Python utilities for working with Avro data files with support for local files, GCS, S3, and HTTP/HTTPS URLs.

Features

  • Unified URL Interface: Read and write Avro files transparently across local filesystem, GCS, S3, and HTTP/HTTPS
  • CLI Tools: Comprehensive command-line tools for common Avro operations
  • Python API: Rich programmatic interface for reading, writing, and transforming Avro data
  • Partitioned I/O: Support for reading and writing partitioned/multi-file datasets
  • Async Support: Non-blocking I/O primitives for high-throughput applications
  • Parquet Conversion: Bidirectional conversion between Avro and Parquet formats
  • Schema Operations: Schema extraction, validation, and evolution checking

Installation

Basic Installation

pip install avrokit

With Cloud Storage Support

# AWS S3 support
pip install avrokit[aws]

# Google Cloud Storage support
pip install avrokit[gcp]

# All extras (S3 + GCS)
pip install avrokit[all]

Development Installation

git clone https://github.com/brandtg/avrokit.git
cd avrokit
poetry env use python3.12
make install

Quick Start

CLI Usage

# View statistics for an Avro file
avrokit stats gs://bucket/data.avro

# Convert Avro to JSON
avrokit tojson s3://bucket/data.avro > output.json

# Extract sample records
avrokit cat file:///path/to/data.avro --limit 10

# Get schema
avrokit getschema data.avro

# Convert to Parquet
avrokit toparquet data.avro output.parquet

# Concatenate multiple files
avrokit concat file1.avro file2.avro s3://bucket/file3.avro output.avro

Python API

from avrokit import avro_reader, avro_records, avro_writer, avro_schema, parse_url

# Read records from any URL
url = parse_url('gs://bucket/data.avro', mode='rb')
for record in avro_records(url):
    print(record)

# Write Avro data
schema = avro_schema({
    'type': 'record',
    'name': 'User',
    'fields': [
        {'name': 'name', 'type': 'string'},
        {'name': 'age', 'type': 'int'}
    ]
})

url = parse_url('output.avro', mode='wb')
with avro_writer(url, schema) as writer:
    writer.append({'name': 'Alice', 'age': 30})
    writer.append({'name': 'Bob', 'age': 25})

Architecture

avrokit is organized into four main layers:

1. URL Layer (avrokit.url)

Provides a unified abstraction over different storage backends.

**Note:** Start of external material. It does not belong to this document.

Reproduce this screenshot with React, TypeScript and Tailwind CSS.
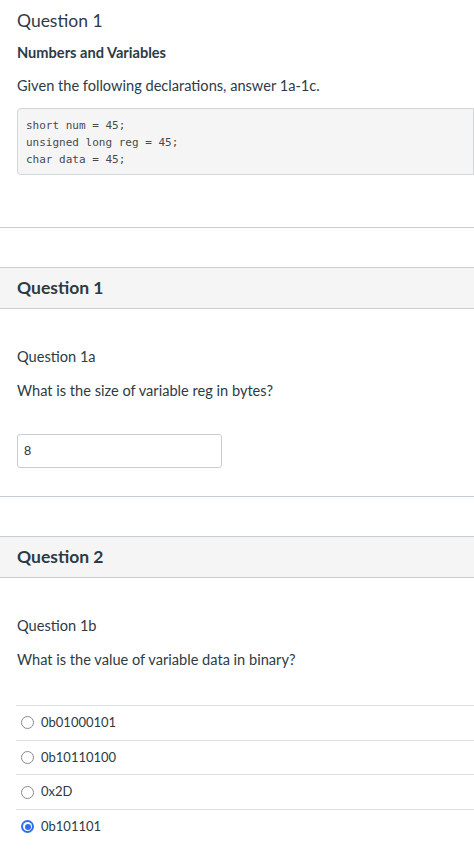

All URL types implement the URL protocol with common operations:

  • URL (base protocol): Abstract interface for all URL types
  • FileURL: Local filesystem access with glob pattern support
  • GCSURL: Google Cloud Storage via google-cloud-storage
  • S3URL: Amazon S3 via boto3
  • HTTPURL: HTTP/HTTPS with range request support for streaming

The parse_url() factory function automatically instantiates the correct URL class based on the scheme:

from avrokit.url import parse_url

# All of these return the appropriate URL subclass
url1 = parse_url('file:///path/to/data.avro')      # FileURL
url2 = parse_url('gs://bucket/data.avro')           # GCSURL
url3 = parse_url('s3://bucket/data.avro')           # S3URL
url4 = parse_url('https://example.com/data.avro')   # HTTPURL

2. I/O Layer (avrokit.io)

High-level Avro reading and writing primitives built on the URL layer:

Reading:

  • avro_reader(url): Context manager for DataFileReader
  • avro_records(url): Generator yielding records as dictionaries
  • PartitionedAvroReader: Reads from multiple files or glob patterns as a single stream

Writing:

  • avro_writer(url, schema): Context manager for DataFileWriter
  • PartitionedAvroWriter: Writes to multiple files with configurable size limits
  • TimePartitionedAvroWriter: Time-based partitioning (e.g., hourly/daily files)

Schema Operations:

  • avro_schema(dict): Create schema from dictionary
  • read_avro_schema(url): Extract schema from file
  • validate_avro_schema_evolution(): Check backward/forward compatibility
  • add_avro_schema_fields(): Schema augmentation utilities

Utilities:

  • compact_avro_data(): Remove deleted/updated records by key

3. Async I/O Layer (avrokit.asyncio)

Non-blocking primitives for async applications:

  • DeferredAvroWriter: Async writer that batches records and flushes in background
  • BlockingQueueAvroReader: Queue-based async reader for producer/consumer patterns

4. Tools Layer (avrokit.tools)

CLI commands implemented as classes following the Tool protocol:

Tool Command Description
CatTool cat Extract sample records with optional random sampling
ConcatTool concat Concatenate multiple Avro files into one
CountTool count Count records in files
FileSortTool filesort Sort records by key across multiple files
FromParquetTool fromparquet Convert Parquet to Avro
GetMetaTool getmeta Extract file metadata (schema, compression, etc.)
GetSchemaTool getschema Extract and print schema
HttpServerTool httpserver Serve Avro files over HTTP with filtering/sampling
PartitionTool partition Split files into multiple partitions
RepairTool repair Fix corrupted Avro files
StatsTool stats Compute statistics (count, nulls, sizes)
ToJsonTool tojson Convert to newline-delimited JSON
ToParquetTool toparquet Convert to Parquet format

CLI Reference

Global Options

avrokit --debug <command>    # Enable debug logging

Available Commands

cat - Extract Sample Records

avrokit cat FILE [OPTIONS]
  --limit N          Maximum records to output (default: 10)
  --sample-rate F    Random sampling rate (0.0-1.0)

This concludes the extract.